Reports from Haiti indicate that residents of the camps suspect that the authorities are using the coming storm as a pretext for evicting them from the city and fear that they will not be allowed to return.

The fear is well-founded as property owners have been moving in recent months to have the camps removed. Camp residents also suspect, justifiably, that plans for rebuilding Port-au-Prince being worked out between the Haitian financial elite and Bill Clinton, co-chair of the Interim Haiti Reconstruction Commission, do not include them.

At the Corail-Cesselesse, one of the largest camps on the outskirts of Port-au-Prince, scuffles broke out and youth smashed the tables set up by aid workers seeking to organize an evacuation of the thousands living in tents there.

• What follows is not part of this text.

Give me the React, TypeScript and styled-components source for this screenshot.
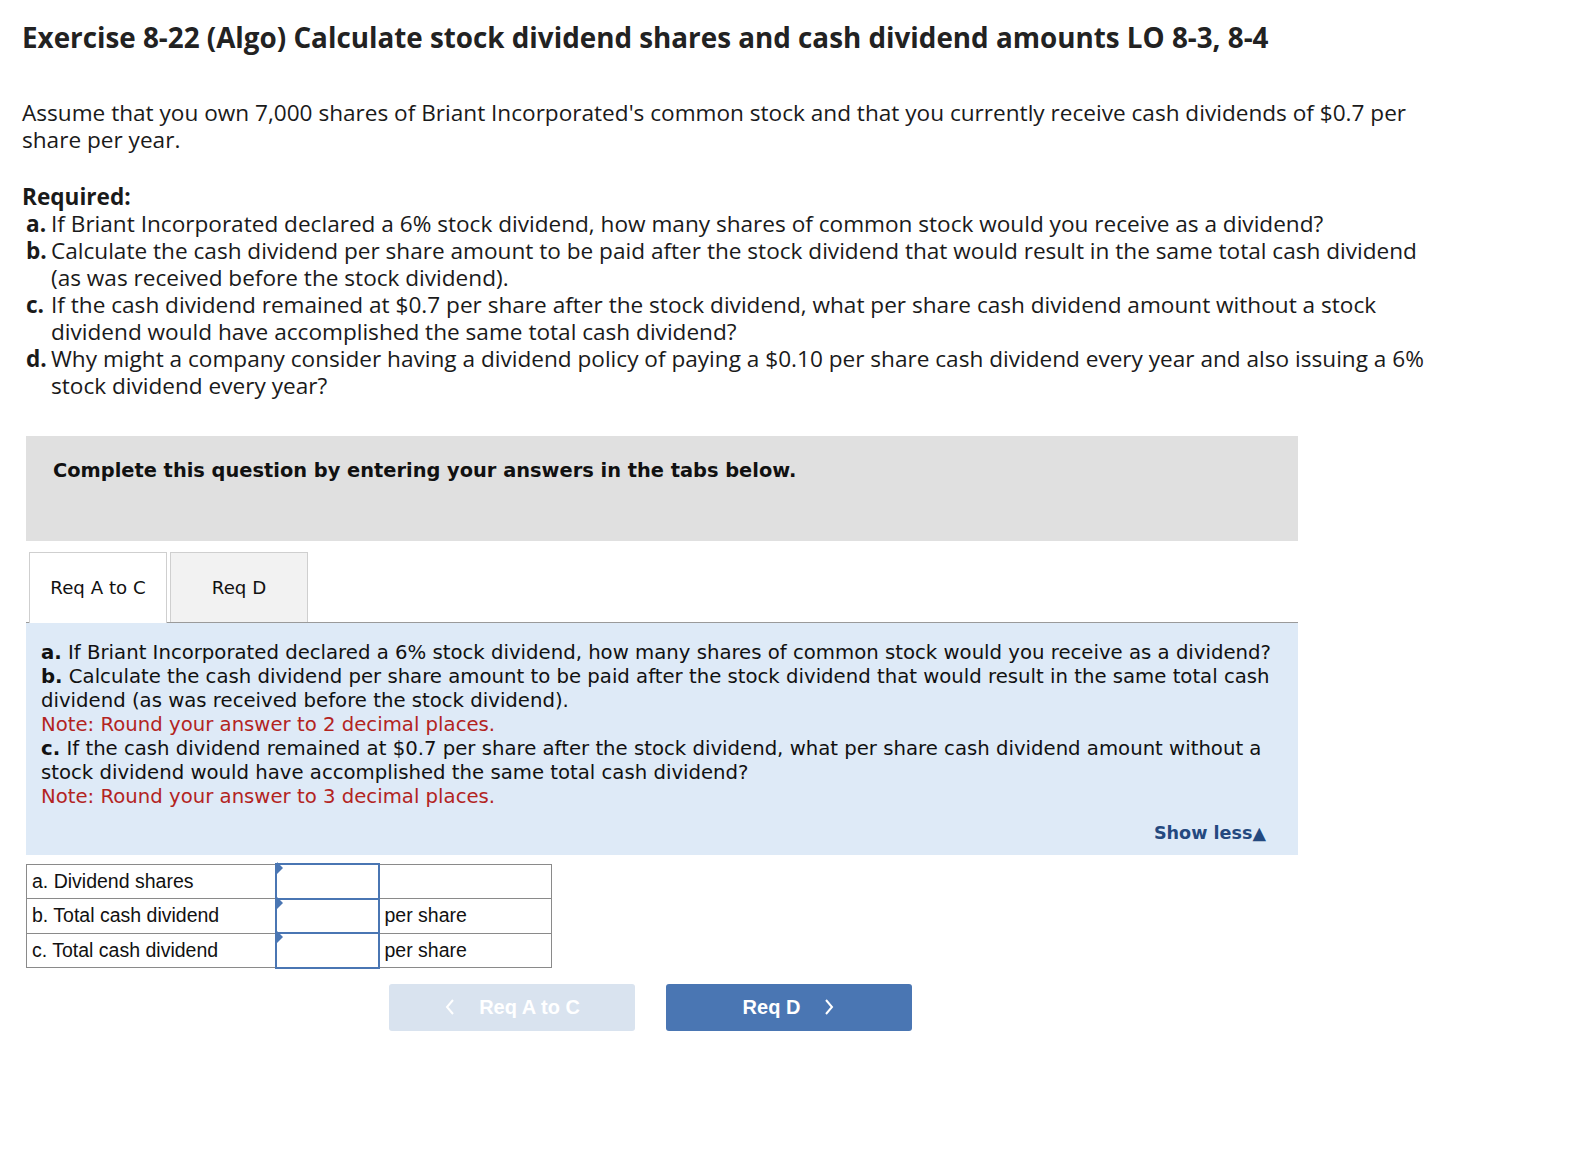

“We are upset because they have not told us where we are going,” Domarcand Fenel, the head of a committee of camp residents, told the Reuters news agency. “People believe they want to expel us.”

“People said: ‘We’ve been displaced before. What’s going to happen to us? Are we going to be able to get back?’” Bryant Castro, an American Refugee Committee official, told the Associated Press. “The tension is elevated. People are really concerned about their belongings. They’re posing a lot of legitimate questions.”

“I want to stay here,” Jean Wilford, a camp resident in his 20s, told Agence France Press. “I am young, I can fight against the rains. I don’t want to abandon the space where I live.” said.

Natacha Jean, who also refused to evacuate the camp, said, “We’re not leaving. No one can make us. We have been here for eight months, and we won’t abandon our tent. Where would we go? I have a child and I want to stay here.”

Others expressed resignation in the face of the coming storm, saying that there was nothing they could do to follow the government’s advice to protect themselves.

“We don’t have the means to leave or prepare for anything,” Aecene Guerrier, a 39-year-old resident of the Place St. Pierre camp on a suburban hillside in Port-au-Prince, told the Miami Herald.

“Everybody is living in the streets, so where do they expect us to go?” asked Chantal Jean, a resident of the Cite Soleil slum. She told the Herald. “I don’t have any family and friends to go to.”

The lack of preparation for such a storm is criminal. Haiti has a long history of devastation from hurricanes and tropical storms, and the catastrophic effects that they would have upon a population left in appalling conditions under makeshift tents and tarps were entirely foreseeable. Indeed, for the bulk of the country’s 10 million people, who live in extreme poverty, previous storms have proved deadly.

In 2008, a series of four storms claimed the lives of nearly 800 people, while leaving another 310 missing and 593 injured. The storms affected some 800,000 people and wiped out 70 percent of the country’s crops.

Four years earlier, Hurricane Jeanne unleashed heavy rains on the country’s northern mountains resulting in flooding that killed over 3,000 people, most of them in Gonaives, Haiti’s fourth-largest city.

The immense loss of life caused by these storms, like that caused by the earthquake 10 months ago, cannot be attributed merely to a “natural disaster,” but is the outcome of poverty and oppression bred by a century of US imperialist domination.

With other fuel supplies out of reach for most of the population, Haiti has depended upon charcoal from burned trees for at least 85 percent of its energy. The result has been a near total deforestation that has left the country’s mountains bare, turning heavy rainfall into devastating floods.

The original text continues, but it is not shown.